## begin Information provided
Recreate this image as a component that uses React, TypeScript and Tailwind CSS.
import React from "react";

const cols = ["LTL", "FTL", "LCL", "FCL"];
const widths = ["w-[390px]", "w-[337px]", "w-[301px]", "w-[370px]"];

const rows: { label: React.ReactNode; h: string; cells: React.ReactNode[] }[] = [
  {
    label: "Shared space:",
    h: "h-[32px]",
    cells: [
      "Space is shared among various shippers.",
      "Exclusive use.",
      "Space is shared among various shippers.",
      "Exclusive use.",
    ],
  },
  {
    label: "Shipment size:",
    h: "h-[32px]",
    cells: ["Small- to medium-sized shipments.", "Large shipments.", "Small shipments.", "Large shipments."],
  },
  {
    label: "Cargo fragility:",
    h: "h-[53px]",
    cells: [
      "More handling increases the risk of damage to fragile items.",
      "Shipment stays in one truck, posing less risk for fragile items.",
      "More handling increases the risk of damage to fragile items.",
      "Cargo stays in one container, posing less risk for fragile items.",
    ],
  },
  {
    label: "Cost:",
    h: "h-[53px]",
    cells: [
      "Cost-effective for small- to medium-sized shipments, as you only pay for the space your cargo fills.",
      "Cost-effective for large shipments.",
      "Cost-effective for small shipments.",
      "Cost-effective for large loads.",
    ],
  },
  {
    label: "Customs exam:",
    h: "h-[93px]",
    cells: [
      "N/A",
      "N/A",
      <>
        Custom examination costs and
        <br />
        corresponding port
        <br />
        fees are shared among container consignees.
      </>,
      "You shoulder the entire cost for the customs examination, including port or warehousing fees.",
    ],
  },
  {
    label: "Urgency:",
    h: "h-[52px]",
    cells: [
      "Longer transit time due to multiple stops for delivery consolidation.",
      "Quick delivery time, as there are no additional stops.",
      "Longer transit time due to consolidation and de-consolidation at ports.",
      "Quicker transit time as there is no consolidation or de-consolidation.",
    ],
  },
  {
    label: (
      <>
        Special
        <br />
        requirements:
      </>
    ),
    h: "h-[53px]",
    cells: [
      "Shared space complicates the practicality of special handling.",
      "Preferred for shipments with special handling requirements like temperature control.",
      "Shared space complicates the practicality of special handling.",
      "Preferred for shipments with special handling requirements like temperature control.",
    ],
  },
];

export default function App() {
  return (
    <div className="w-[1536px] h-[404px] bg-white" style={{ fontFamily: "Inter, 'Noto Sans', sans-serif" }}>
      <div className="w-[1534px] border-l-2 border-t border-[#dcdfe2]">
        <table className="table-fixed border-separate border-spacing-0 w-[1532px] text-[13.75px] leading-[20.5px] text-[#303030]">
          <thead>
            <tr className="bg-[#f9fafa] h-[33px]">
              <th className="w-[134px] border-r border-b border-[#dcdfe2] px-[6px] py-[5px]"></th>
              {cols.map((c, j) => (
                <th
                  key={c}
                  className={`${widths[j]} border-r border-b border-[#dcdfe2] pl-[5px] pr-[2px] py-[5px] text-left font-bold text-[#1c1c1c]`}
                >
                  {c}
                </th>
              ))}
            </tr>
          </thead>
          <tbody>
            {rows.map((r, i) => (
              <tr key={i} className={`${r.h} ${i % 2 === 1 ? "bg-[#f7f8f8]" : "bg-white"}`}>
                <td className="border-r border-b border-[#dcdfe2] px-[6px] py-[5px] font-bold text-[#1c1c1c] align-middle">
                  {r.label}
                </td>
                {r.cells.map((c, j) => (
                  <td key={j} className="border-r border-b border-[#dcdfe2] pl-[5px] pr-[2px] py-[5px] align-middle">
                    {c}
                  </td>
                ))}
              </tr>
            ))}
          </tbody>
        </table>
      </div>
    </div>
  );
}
## end Information provided
Extract the listing in its entirety, matching it exactly.

Recreate this image as a component that uses React, TypeScript and Tailwind CSS.
import React from "react";

const cols = ["LTL", "FTL", "LCL", "FCL"];
const widths = ["w-[390px]", "w-[337px]", "w-[301px]", "w-[370px]"];

const rows: { label: React.ReactNode; h: string; cells: React.ReactNode[] }[] = [
  {
    label: "Shared space:",
    h: "h-[32px]",
    cells: [
      "Space is shared among various shippers.",
      "Exclusive use.",
      "Space is shared among various shippers.",
      "Exclusive use.",
    ],
  },
  {
    label: "Shipment size:",
    h: "h-[32px]",
    cells: ["Small- to medium-sized shipments.", "Large shipments.", "Small shipments.", "Large shipments."],
  },
  {
    label: "Cargo fragility:",
    h: "h-[53px]",
    cells: [
      "More handling increases the risk of damage to fragile items.",
      "Shipment stays in one truck, posing less risk for fragile items.",
      "More handling increases the risk of damage to fragile items.",
      "Cargo stays in one container, posing less risk for fragile items.",
    ],
  },
  {
    label: "Cost:",
    h: "h-[53px]",
    cells: [
      "Cost-effective for small- to medium-sized shipments, as you only pay for the space your cargo fills.",
      "Cost-effective for large shipments.",
      "Cost-effective for small shipments.",
      "Cost-effective for large loads.",
    ],
  },
  {
    label: "Customs exam:",
    h: "h-[93px]",
    cells: [
      "N/A",
      "N/A",
      <>
        Custom examination costs and
        <br />
        corresponding port
        <br />
        fees are shared among container consignees.
      </>,
      "You shoulder the entire cost for the customs examination, including port or warehousing fees.",
    ],
  },
  {
    label: "Urgency:",
    h: "h-[52px]",
    cells: [
      "Longer transit time due to multiple stops for delivery consolidation.",
      "Quick delivery time, as there are no additional stops.",
      "Longer transit time due to consolidation and de-consolidation at ports.",
      "Quicker transit time as there is no consolidation or de-consolidation.",
    ],
  },
  {
    label: (
      <>
        Special
        <br />
        requirements:
      </>
    ),
    h: "h-[53px]",
    cells: [
      "Shared space complicates the practicality of special handling.",
      "Preferred for shipments with special handling requirements like temperature control.",
      "Shared space complicates the practicality of special handling.",
      "Preferred for shipments with special handling requirements like temperature control.",
    ],
  },
];

export default function App() {
  return (
    <div className="w-[1536px] h-[404px] bg-white" style={{ fontFamily: "Inter, 'Noto Sans', sans-serif" }}>
      <div className="w-[1534px] border-l-2 border-t border-[#dcdfe2]">
        <table className="table-fixed border-separate border-spacing-0 w-[1532px] text-[13.75px] leading-[20.5px] text-[#303030]">
          <thead>
            <tr className="bg-[#f9fafa] h-[33px]">
              <th className="w-[134px] border-r border-b border-[#dcdfe2] px-[6px] py-[5px]"></th>
              {cols.map((c, j) => (
                <th
                  key={c}
                  className={`${widths[j]} border-r border-b border-[#dcdfe2] pl-[5px] pr-[2px] py-[5px] text-left font-bold text-[#1c1c1c]`}
                >
                  {c}
                </th>
              ))}
            </tr>
          </thead>
          <tbody>
            {rows.map((r, i) => (
              <tr key={i} className={`${r.h} ${i % 2 === 1 ? "bg-[#f7f8f8]" : "bg-white"}`}>
                <td className="border-r border-b border-[#dcdfe2] px-[6px] py-[5px] font-bold text-[#1c1c1c] align-middle">
                  {r.label}
                </td>
                {r.cells.map((c, j) => (
                  <td key={j} className="border-r border-b border-[#dcdfe2] pl-[5px] pr-[2px] py-[5px] align-middle">
                    {c}
                  </td>
                ))}
              </tr>
            ))}
          </tbody>
        </table>
      </div>
    </div>
  );
}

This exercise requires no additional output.